Thomas referred to a state police investigation that followed the incident, which touched off a firestorm of controversy and emotion at school board meetings, and said no wrongdoing was found.
The lawyer for Vahanvaty, George M. Nace of Allentown, denied in opening statements that the girls were given an internal exam, saying the physical “in no way constituted a gynecological examination.” He said four expert witnesses, including Dr. Bradley J. Bradford, president of the Pennsylvania Chapter of American Pediatricians, will take the stand in support of Vahanvaty, who he said will also testify and “go through this in detail” about what happened that day at the school. Nace said the doctor simply gave the girls a comprehensive examination.
Under direct examination by attorney Brian Thomas, the girl called into question just how comprehensive the exam was.

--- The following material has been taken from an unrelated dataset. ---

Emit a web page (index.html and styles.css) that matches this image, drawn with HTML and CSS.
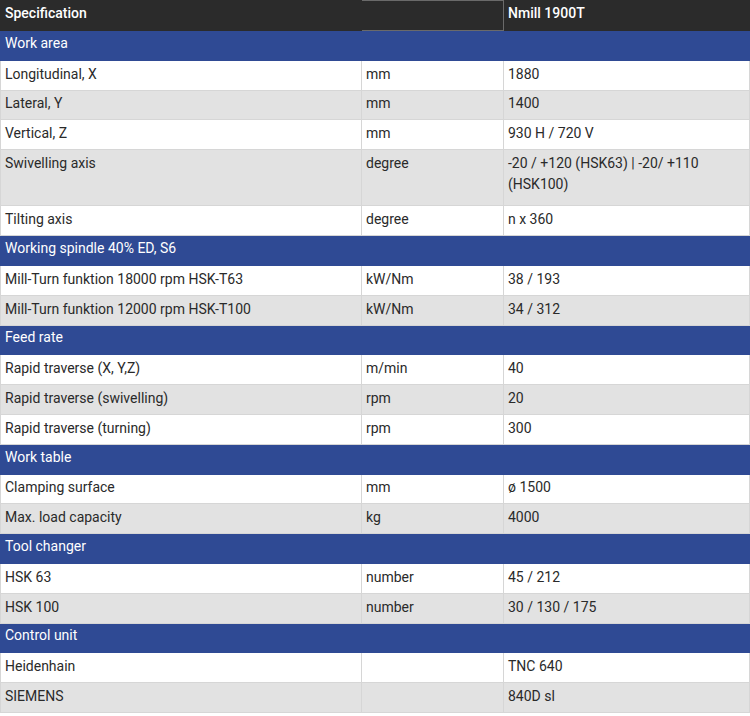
FILE: index.html
```html
<!DOCTYPE html>
<html>
<head>
<meta charset="utf-8">
<link rel="stylesheet" href="styles.css">
</head>
<body>
<table class="spec">
  <colgroup>
    <col class="c1"><col class="c2"><col class="c3">
  </colgroup>
  <thead>
    <tr class="head"><th>Specification</th><th></th><th>Nmill 1900T</th></tr>
  </thead>
  <tbody>
    <tr class="sec"><td colspan="3">Work area</td></tr>
    <tr><td>Longitudinal, X</td><td>mm</td><td>1880</td></tr>
    <tr class="alt"><td>Lateral, Y</td><td>mm</td><td>1400</td></tr>
    <tr><td>Vertical, Z</td><td>mm</td><td>930 H / 720 V</td></tr>
    <tr class="alt tall"><td>Swivelling axis</td><td>degree</td><td>-20 / +120 (HSK63) | -20/ +110 (HSK100)</td></tr>
    <tr><td>Tilting axis</td><td>degree</td><td>n x 360</td></tr>
    <tr class="sec"><td colspan="3">Working spindle 40% ED, S6</td></tr>
    <tr><td>Mill-Turn funktion 18000 rpm HSK-T63</td><td>kW/Nm</td><td>38 / 193</td></tr>
    <tr class="alt"><td>Mill-Turn funktion 12000 rpm HSK-T100</td><td>kW/Nm</td><td>34 / 312</td></tr>
    <tr class="sec"><td colspan="3">Feed rate</td></tr>
    <tr><td>Rapid traverse (X, Y,Z)</td><td>m/min</td><td>40</td></tr>
    <tr class="alt"><td>Rapid traverse (swivelling)</td><td>rpm</td><td>20</td></tr>
    <tr><td>Rapid traverse (turning)</td><td>rpm</td><td>300</td></tr>
    <tr class="sec"><td colspan="3">Work table</td></tr>
    <tr><td>Clamping surface</td><td>mm</td><td>ø 1500</td></tr>
    <tr class="alt"><td>Max. load capacity</td><td>kg</td><td>4000</td></tr>
    <tr class="sec"><td colspan="3">Tool changer</td></tr>
    <tr><td>HSK 63</td><td>number</td><td>45 / 212</td></tr>
    <tr class="alt"><td>HSK 100</td><td>number</td><td>30 / 130 / 175</td></tr>
    <tr class="sec"><td colspan="3">Control unit</td></tr>
    <tr><td>Heidenhain</td><td></td><td>TNC 640</td></tr>
    <tr class="alt"><td>SIEMENS</td><td></td><td>840D sl</td></tr>
  </tbody>
</table>
</body>
</html>
```
FILE: styles.css
```css
html, body {
  margin: 0;
  padding: 0;
  background: #ffffff;
}
body {
  font-family: Roboto, "Liberation Sans", sans-serif;
  font-size: 14px;
  color: #2a2a2a;
}
.spec {
  border-collapse: collapse;
  width: 749px;
  table-layout: fixed;
}
.c1 { width: 361px; }
.c2 { width: 142px; }
.c3 { width: 246px; }
.spec td, .spec th {
  border: 1px solid #d6d6d6;
  padding: 2.8px 4px 5px 4px;
  line-height: 21px;
  text-align: left;
  vertical-align: top;
}
.head th {
  background: #2b2b2b;
  color: #ffffff;
  font-weight: 500;
  border-color: #2b2b2b;
  padding-top: 2px;
  padding-bottom: 6px;
}
.head th:nth-child(2) {
  border: 1px solid #6a6a6a;
}
.sec td {
  background: #2f4a94;
  color: #ffffff;
  border-color: #2f4a94;
  padding-top: 1.8px;
  padding-bottom: 6px;
}
.alt td {
  background: #e2e2e2;
}
.tall td {
  padding-bottom: 10.5px;
}
```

The girl said the doctor “never asked for my health history or if I was sexually active.”
She said she told the nurse that “my parents won’t like this” and asked to use the telephone, but the request was denied.
The girl said she was told she had to be checked for sexually transmitted diseases, and “to see if we were developing right.”
The girl’s father, Paul Tucker, said when her daughter arrived home that day from school the first words out of her mouth were: “Dad you have to kill someone for me.”
Tucker, an electrician by trade, said the experience “crushed” his daughter. He said he was upset by the experience and angered by the fact he never received an explanation from the school district on how they lost the paperwork from the family doctor and why the school’s doctor touched his daughter’s genitals.
Thomas, in opening statements, said the school document governing school physicals refers only to genital exams for boys.
He called the exams the girls received “aberrant.”
The school district sent home notices to parents while their children were in fifth grade, notifying them that their children were required to have a physical in sixth grade. The notices said the parents had three options: have a family doctor perform the physical; request that a parent be present for the school physical; or let the school doctor give the physical without a parent present.
Tucker said the school district never informed his family that his daughter was not “in compliance” with state-mandated physicals before his daughter was given her exam at the school.
Under cross-examination by Nace, Tucker admitted he has not been shy about letting people know what allegedly happened to his daughter. Tucker said he went on 38 radio interviews and discussed the matter with the Christian Coalition as well as the 700 Club and appeared on AM Philadelphia, a television newsmagazine.
The jury of five men and three women also listened to testimony from Jean Baumgartner, a mother of another girl who claims Dr. Vahanvaty touched her daughter’s genitals during the examination.
Baumgartner, a practical nurse, said she checked the box on the form the school sent her, instructing the school that she wanted to be present for the examination.
Baumgartner said she asked the school several times when the exam was going to be given but never received an answer.
The girl testified her efforts to stop the exam because her mother was not present were useless.
The mother said that when she found out what had happened to her daughter at school that day, ” … I couldn’t believe it.”
“I was home all day long and no one called to say she was having a physical,” Baumgartner said. “I filled out the form saying I wanted to be present.”
Baumgartner added, “I would never have allowed this type of examination at this age.”
Later when she tried to get answers from the school district, she said she felt they were “trying to shift the blame” onto the parents.
Both girls testified they sought therapy to get over the emotional stress.
Testimony resumes this morning before U.S. District Judge A. Richard Caputo.